The CGI studio model
As USS Voyager approached Borg space in season 3 of the series, it was clear they would run into their ships sooner or later as they would in "Unity". Since the visual effects of the series was already in the midst of the transition from traditional miniature photography to CGI, the decision was quickly made to make the Borg vessels CGI models. wbm The model was built at Foundation Imaging by Emile Edwin Smith, who based it on both the Next Generation and First Contact physical models, elaborating, "Well, when I built the new cube for Voyager I based everything off image maps and then modeled around them. To make it real simple I had an underlying cube that was mapped with an image.
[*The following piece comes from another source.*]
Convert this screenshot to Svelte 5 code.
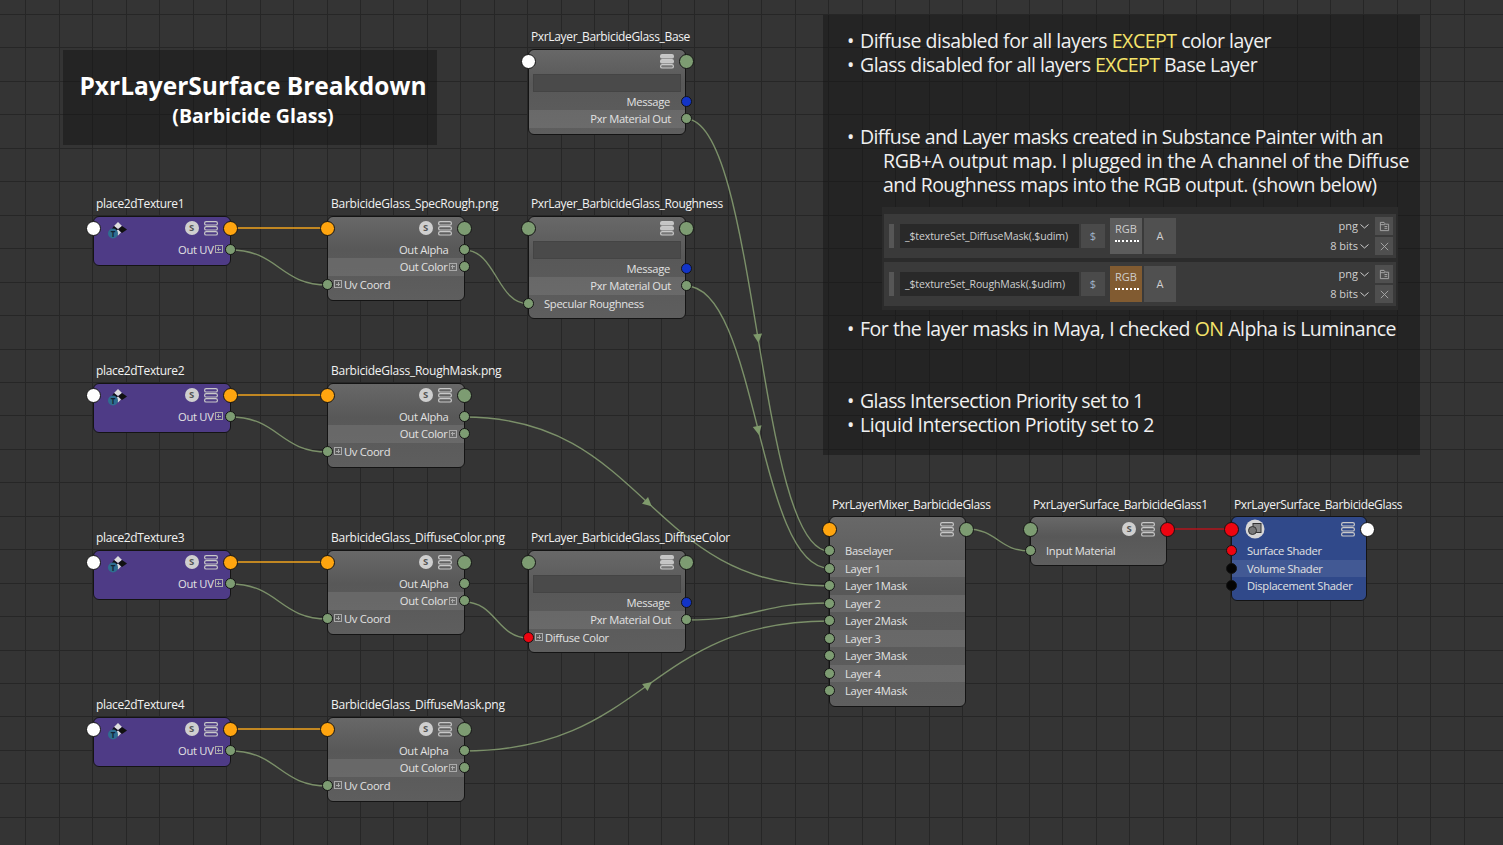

I then took the main image that I had created into modeller and started building on it. Basically it was large areas of chunkiness raised above the inner cube with many of the detailed areas of the map modeled on these areas. I also interconnected the pieces with tubes and added edge pieces to make it look more dimensional and 3d on the edges."  Making its debut in "Unity", this model was used in every subsequent episode the cube made an appearance in, though some stock footage taken from the First Contact model was also used, as Smith has stated, "In the episode Unity, I built the Borg ship, and we animated 90% of all the visual effects, the other 10% were stock model shots. Of course this varies with each episode, some we do no work on, but that is typical..."
Annika's toy model
On one occasion a Borg cube appeared that did not represent a real in-universe vessel, but rather a model. It was the model Annika Hansen played with in Voyager's season 5 Borg-heavy episode "Dark Frontier". Berated by her father, Magnus Hansen, who admonished his daughter that it was not a toy, young Annika nevertheless used it as such. The model used in the episode actually was a commercially-available toy, the 1994 Borg cube from Playmates Toys, No.6158, which was (loosely) modeled after the television model and which as merchandise featured engines, tractor beam, laser cannon sounds, and a light-up interior.